Don Paolo Zamengo, "Il miracolo della riconoscenza"

XXVIII TEMPO ORDINARIO
Il miracolo della riconoscenza      Lc 17,11-19

Dieci lebbrosi immobili, a debita distanza; a loro non è lecito neppure accarezzare un figlio, hanno solo voce: “Gesù, abbi pietà”. Insieme al buon ladrone e al cieco di Gerico sono gli unici che hanno la confidenza per chiamare Gesù per nome: perché lo sentivano vicino. E Gesù appena li vede, subito, perché troppo a lungo hanno già offerto, dice: “Andate dai sacerdoti”. È finita. Siete già guariti.
Devono partire da lebbrosi per arrivare da chi doveva riconoscere che non lo erano più. Il vangelo è pieno di uomini in cammino, gente che si alza e che cammina. E mentre andavano furono guariti.
Partono per un viaggio che era loro vietato: la guarigione non è ancora certificata ma sono invasi dalla speranza; la promessa è più forte delle piaghe e delle paure. Si mettono in cammino tutti e dieci, tutti hanno fede in Gesù, tutti partono e la strada è già guarigione. Il Vangelo è pieno di uomini guariti, sono il corteo gioioso che accompagna Gesù.
Ma uno solo passa da semplice guarito a salvato, l'unico che ritorna, ed a lui che Gesù dice: “la tua fede ti ha salvato”. “Era un Samaritano”. Questo straniero era considerato un senza Dio e un peccatore. Eppure lui è tornato “a rendere gloria”, non gli altri. I nove lebbrosi, che con fede avevano supplicato Gesù, credendo nella sua parola, una volta purificati, hanno preferito andar subito a verificare i vantaggi sociali per essere tornati sani.
Ai nove che non tornano è sufficiente la guarigione. Non tornano, forse, perché travolti dalla felicità e dagli abbracci ritrovati. E Dio prova gioia per la loro gioia, come prima aveva provato dolore per il loro dolore. Non tornano forse perché sentono la guarigione non come un dono ma come qualcosa loro dovuto, come un diritto e non come un miracolo.
Quanti uomini perdonati sono anche  uomini salvati? A quanti il perdono fa rifiorire anche relazioni nuove con Dio, relazioni nuove con gli uomini e con se stessi?
Ogni miracolo è solo l’inizio di una storia. L'uomo non è solo il proprio corpo. Il vero miracolo consiste nel passare dalla guarigione alla salvezza totale. Nel trovare vita piena in comunione non solo con i doni di Dio ma con Dio, con lui che è il donatore. Il Donatore ha se stesso da donare.
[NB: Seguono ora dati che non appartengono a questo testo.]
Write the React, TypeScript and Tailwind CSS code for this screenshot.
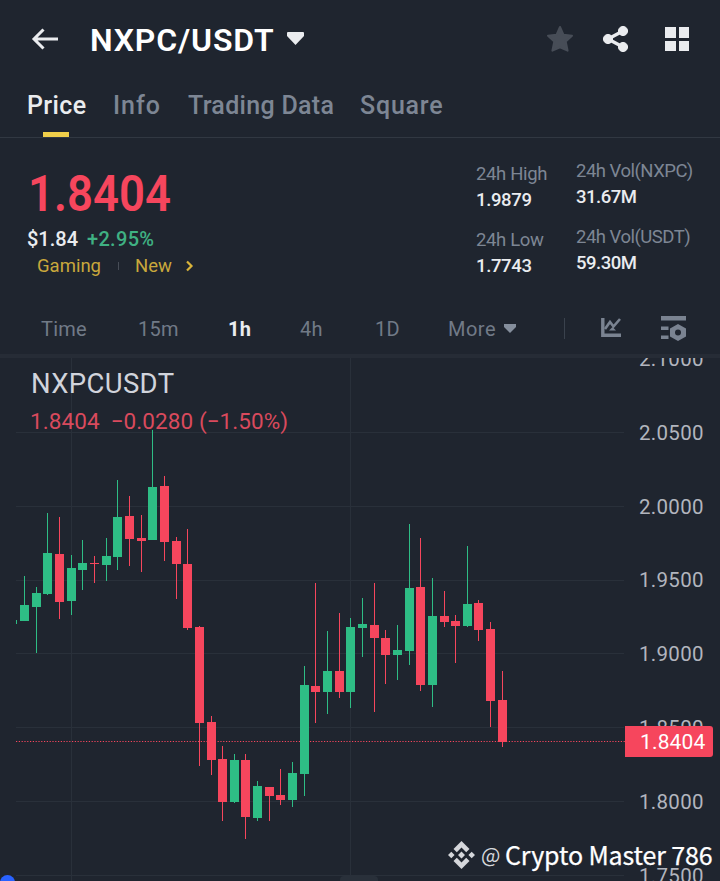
type Candle = [x: number, up: boolean, top: number, bottom: number, high: number, low: number];

const UP = "#2ebd85";
const DOWN = "#f6465d";

// x is the left edge of the wick, the rest are y positions
const CANDLES: Candle[] = [
  [24, true, 605, 621, 576, 621],
  [36, true, 593, 607, 587, 653],
  [47, true, 553, 594, 513, 595],
  [59, false, 554, 602, 517, 619],
  [71, true, 568, 601, 555, 615],
  [82, true, 563, 570, 540, 590],
  [94, false, 563, 564, 556, 583],
  [106, true, 556, 565, 538, 581],
  [117, true, 517, 557, 480, 570],
  [129, false, 516, 539, 496, 566],
  [141, false, 538, 541, 515, 572],
  [152, true, 487, 540, 430, 540],
  [164, false, 486, 542, 476, 561],
  [176, false, 541, 564, 537, 599],
  [187, false, 564, 628, 529, 630],
  [199, false, 627, 723, 626, 766],
  [211, false, 722, 760, 716, 775],
  [222, false, 759, 802, 746, 821],
  [234, true, 760, 802, 754, 803],
  [245, false, 760, 817, 754, 839],
  [257, true, 786, 818, 781, 821],
  [269, false, 787, 796, 787, 821],
  [280, false, 795, 800, 769, 805],
  [292, true, 773, 800, 762, 807],
  [304, true, 685, 774, 666, 796],
  [315, false, 686, 692, 583, 723],
  [327, true, 671, 692, 631, 714],
  [339, false, 671, 692, 613, 698],
  [350, true, 627, 692, 618, 708],
  [362, true, 624, 628, 598, 657],
  [374, false, 625, 638, 583, 712],
  [385, false, 638, 655, 630, 684],
  [397, true, 650, 655, 625, 680],
  [409, true, 588, 651, 524, 665],
  [420, false, 587, 685, 538, 691],
  [432, true, 616, 685, 578, 707],
  [444, false, 616, 622, 591, 627],
  [455, false, 621, 626, 615, 663],
  [467, true, 604, 626, 546, 627],
  [478, false, 603, 630, 600, 641],
  [490, false, 629, 701, 622, 727],
  [502, false, 700, 742, 671, 747],
];

const GRID_Y = [432, 506, 580, 653, 727, 801, 875];
const GRID_X = [71, 350];
const PRICES = ["2.1000", "2.0500", "2.0000", "1.9500", "1.9000", "1.8500", "1.8000", "1.7500"];

function Header() {
  return (
    <header className="flex h-[78px] items-center pl-[31px] pr-[31px]">
      <svg width="28" height="22" viewBox="0 0 28 22" fill="none" stroke="#eaecef" strokeWidth="3">
        <path d="M12.500 1.500 3 11l9.500 9.500M3 11h24" />
      </svg>
      <h1 className="ml-[31px] mt-[2px] w-[183px] text-[32px] font-semibold leading-none tracking-[0.850px] text-white">NXPC/USDT</h1>
      <svg className="ml-[14px]" width="17" height="14" viewBox="0 0 17 14" fill="#eaecef">
        <path d="M0 1Q0 0 1 0h15q1 0 1 1v3L8.500 13 0 4z" />
      </svg>
      <div className="ml-auto flex items-center">
        <svg width="28" height="28" viewBox="0 0 28 28" fill="#474d57" stroke="#474d57" strokeWidth="2" strokeLinejoin="round">
          <path d="m14 2 3.500 7.800 8.500.9-6.300 5.700 1.900 9.300L14 22.400l-7.600 3.300 1.900-9.300L2 10.700l8.500-.9z" />
        </svg>
        <svg className="ml-[28px]" width="27" height="28" viewBox="0 0 27 28" fill="#eaecef" stroke="#eaecef">
          <path d="M21 6 6 14l15 8" fill="none" strokeWidth="3.400" />
          <circle cx="6" cy="14" r="4.600" />
          <circle cx="21" cy="6" r="4.600" />
          <circle cx="21" cy="22" r="4.600" />
        </svg>
        <div className="ml-[36px] grid grid-cols-2 gap-[3px]">
          <i className="size-[10.500px] bg-[#eaecef]" />
          <i className="size-[10.500px] bg-[#eaecef]" />
          <i className="size-[10.500px] bg-[#eaecef]" />
          <i className="size-[10.500px] bg-[#eaecef]" />
        </div>
      </div>
    </header>
  );
}

function Tabs() {
  return (
    <nav className="flex h-[60px] border-b border-[#313842] pl-[27px] pt-[12px] text-[25px] font-medium leading-[31px] text-[#7d8694]">
      <div className="flex w-[86px] flex-col text-[#eaecef]">
        <span className="tracking-[0.400px]">Price</span>
        <span className="ml-[16px] mt-auto h-[5px] w-[26px] bg-[#f0cf4a]" />
      </div>
      <span className="w-[75px] tracking-[1px]">Info</span>
      <span className="w-[172px] tracking-[0.300px]">Trading Data</span>
      <span className="tracking-[0.800px]">Square</span>
    </nav>
  );
}

function Stat({ label, value }: { label: string; value: string }) {
  return (
    <div className="h-[66px]">
      <div className="whitespace-nowrap text-[18.500px] leading-[26px] text-[#7d8694]">{label}</div>
      <div className="text-[18.500px] font-medium leading-[26px] text-[#eaecef]">{value}</div>
    </div>
  );
}

function Summary() {
  return (
    <section className="flex h-[164px]">
      <div className="w-[476px] pl-[27px] pt-[28px]">
        <div className="ml-px w-fit origin-left scale-x-[0.910] text-[50px] font-semibold leading-[56px] text-[#f6465d]">1.8404</div>
        <div className="mt-[4px] flex gap-[9px] text-[20px] font-medium leading-[27px]">
          <span className="text-[#eaecef]">$1.84</span>
          <span className="tracking-[0.300px] text-[#3fb183]">+2.95%</span>
        </div>
        <div className="flex items-center pl-[10px] text-[18.500px] leading-[26px] text-[#c9a83c]">
          <span className="w-[64px]">Gaming</span>
          <i className="ml-[17px] h-[8px] w-px bg-[#474d57]" />
          <span className="ml-[16px] w-[37px]">New</span>
          <svg className="ml-[14px]" width="8" height="12" viewBox="0 0 8 12" fill="none" stroke="#d9b43a" strokeWidth="2.200">
            <path d="m1 1.500 4.500 4.500L1 10.500" />
          </svg>
        </div>
      </div>
      <div className="w-[100px] pt-[23px] tracking-[-0.350px]">
        <Stat label="24h High" value="1.9879" />
        <Stat label="24h Low" value="1.7743" />
      </div>
      <div className="pt-[20px] tracking-[-0.500px]">
        <Stat label="24h Vol(NXPC)" value="31.67M" />
        <Stat label="24h Vol(USDT)" value="59.30M" />
      </div>
    </section>
  );
}

function Intervals() {
  return (
    <div className="flex h-[52px] items-center pl-[41px] text-[20px] tracking-[0.200px] text-[#717a87]">
      <span className="w-[97px] pt-[2px]">Time</span>
      <span className="w-[90px] pt-[2px]">15m</span>
      <span className="w-[72px] pt-[2px] font-bold text-[#eaecef]">1h</span>
      <span className="w-[75px] pt-[2px]">4h</span>
      <span className="w-[73px] pt-[2px]">1D</span>
      <span className="w-[56px] pt-[2px] tracking-[0.500px]">More</span>
      <svg width="12" height="9" viewBox="0 0 12 9" fill="#848e9c">
        <path d="M0 0h12v3L6 9 0 3z" />
      </svg>
      <i className="ml-[48px] h-[21px] w-px bg-[#3a424d]" />
      <svg className="ml-[36px]" width="20" height="20" viewBox="0 0 20 20" fill="none" stroke="#7a8391">
        <path d="M1.800 0v17.200H20" strokeWidth="3.400" />
        <path d="m4 11 5-7 3.500 4.500L19 1" strokeWidth="2.600" />
        <path d="m8 12.500 3.500-3.500 3.500 3.500z" fill="#7a8391" stroke="none" />
      </svg>
      <svg className="ml-[40px]" width="26" height="27" viewBox="0 0 26 27" fill="#7a8391">
        <path d="M0 1h25v4.500H0zM0 11.500h7.500V15H0zM0 20.500h7.500V24H0z" />
        <path fillRule="evenodd" d="m17 9 8 4.400v8.200L17 26l-8-4.400v-8.200zM17 14.500a3 3 0 1 0 0 6 3 3 0 0 0 0-6z" />
      </svg>
    </div>
  );
}

function CandleChart() {
  return (
    <svg className="block shrink-0" width="625" height="527" viewBox="0 354 625 527" shapeRendering="crispEdges">
      {GRID_Y.map((y) => (
        <rect key={y} x="16" y={y} width="608" height="1" fill="#29303a" />
      ))}
      {GRID_X.map((x) => (
        <rect key={x} x={x} y="357" width="1" height="524" fill="#29303a" />
      ))}
      <path d="M16 741.500H625" stroke={DOWN} strokeDasharray="1.200 1.600" shapeRendering="auto" />
      <rect x="16" y="620" width="1" height="4" fill={UP} />
      {CANDLES.map(([x, up, top, bottom, high, low]) => (
        <g key={x} fill={up ? UP : DOWN}>
          <rect x={x} y={high} width="1" height={low - high} />
          <rect x={x - 4} y={top} width="9" height={bottom - top} />
        </g>
      ))}
    </svg>
  );
}

function Watermark() {
  return (
    <div className="absolute bottom-[9px] right-[8px] flex items-center whitespace-nowrap font-['Noto_Sans_CJK_SC','Noto_Sans',sans-serif] text-[25px] leading-[36px] text-white">
      <svg width="27" height="28" viewBox="0 0 27 28" fill="#d5d7db">
        <path d="m13.500 0 8 8-3.300 3.300-4.700-4.700-4.700 4.700L5.500 8zM13.500 28l8-8-3.300-3.300-4.700 4.700-4.700-4.700L5.500 20z" />
        <path d="m13.500 10.500 3.500 3.500-3.500 3.500L10 14zM3.300 10.700 6.600 14l-3.300 3.300L0 14zM23.700 10.700 27 14l-3.300 3.300-3.300-3.300z" />
      </svg>
      <span className="-mt-[2px] ml-[6px] w-[20px] text-[20.500px] text-[#d5d7db]">@</span>
      <span className="-mt-[2px] ml-[4px] w-[207px] tracking-[-0.120px] [-webkit-text-stroke:0.250px_white]">Crypto Master 786</span>
    </div>
  );
}

export default function App() {
  return (
    <main className="h-[881px] w-[720px] overflow-hidden bg-[#1f252f] font-[Roboto,sans-serif]">
      <Header />
      <Tabs />
      <Summary />
      <Intervals />
      <section className="relative flex h-[527px] overflow-hidden">
        <CandleChart />
        <div className="-mt-[31.500px] flex flex-col pl-[14px] text-[20.500px] tracking-[0.300px] text-[#b2b5be]">
          {PRICES.map((price) => (
            <span key={price} className="flex h-[73.800px] shrink-0 items-center">
              {price}
            </span>
          ))}
        </div>
        <div className="absolute left-0 top-0 h-[4px] w-full bg-[#262c36]" />
        <div className="absolute left-[31px] top-[13px] whitespace-nowrap">
          <div className="text-[27.500px] leading-[34px] tracking-[0.350px] text-[#d1d4dc]">NXPCUSDT</div>
          <div className="-ml-px mt-[5px] flex gap-[11px] text-[22.500px] leading-[30px] tracking-[0.080px] text-[#d94a5d]">
            <span>1.8404</span>
            <span>−0.0280 (−1.50%)</span>
          </div>
        </div>
        <div className="absolute left-[625px] top-[372px] flex h-[31px] w-[88px] items-center rounded-r-[3px] bg-[#f6465d] pl-[15px] pt-[2px] text-[21px] tracking-[0.150px] text-white">
          1.8404
        </div>
        <i className="absolute -bottom-[9px] left-0 size-[15px] rounded-full bg-[#2962ff]" />
        <i className="absolute bottom-0 left-[340px] h-[5px] w-[38px] rounded-t bg-[#29303a]" />
        <Watermark />
      </section>
    </main>
  );
}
Per l'unico tornato non è importante solo dire grazie, come se Dio fosse in cerca della riconoscenza. Il lebbroso di Samaria è salvo perché entra in comunione con il proprio corpo, con i propri sentimenti e soprattutto in comunione con il Signore. E rende gloria a Dio. Perché gloria di Dio è l'uomo vivente.
Davvero vivente è solo il samaritano che segue più il suo cuore che non le prescrizioni della legge, come gli altri nove, e interrompe il viaggio e torna indietro e canta per la strada e si butta ai piedi di Gesù e gli grida il suo grazie.
Tra i dieci, gloria di Dio è solo lui, ritornato uomo e ritornato figlio.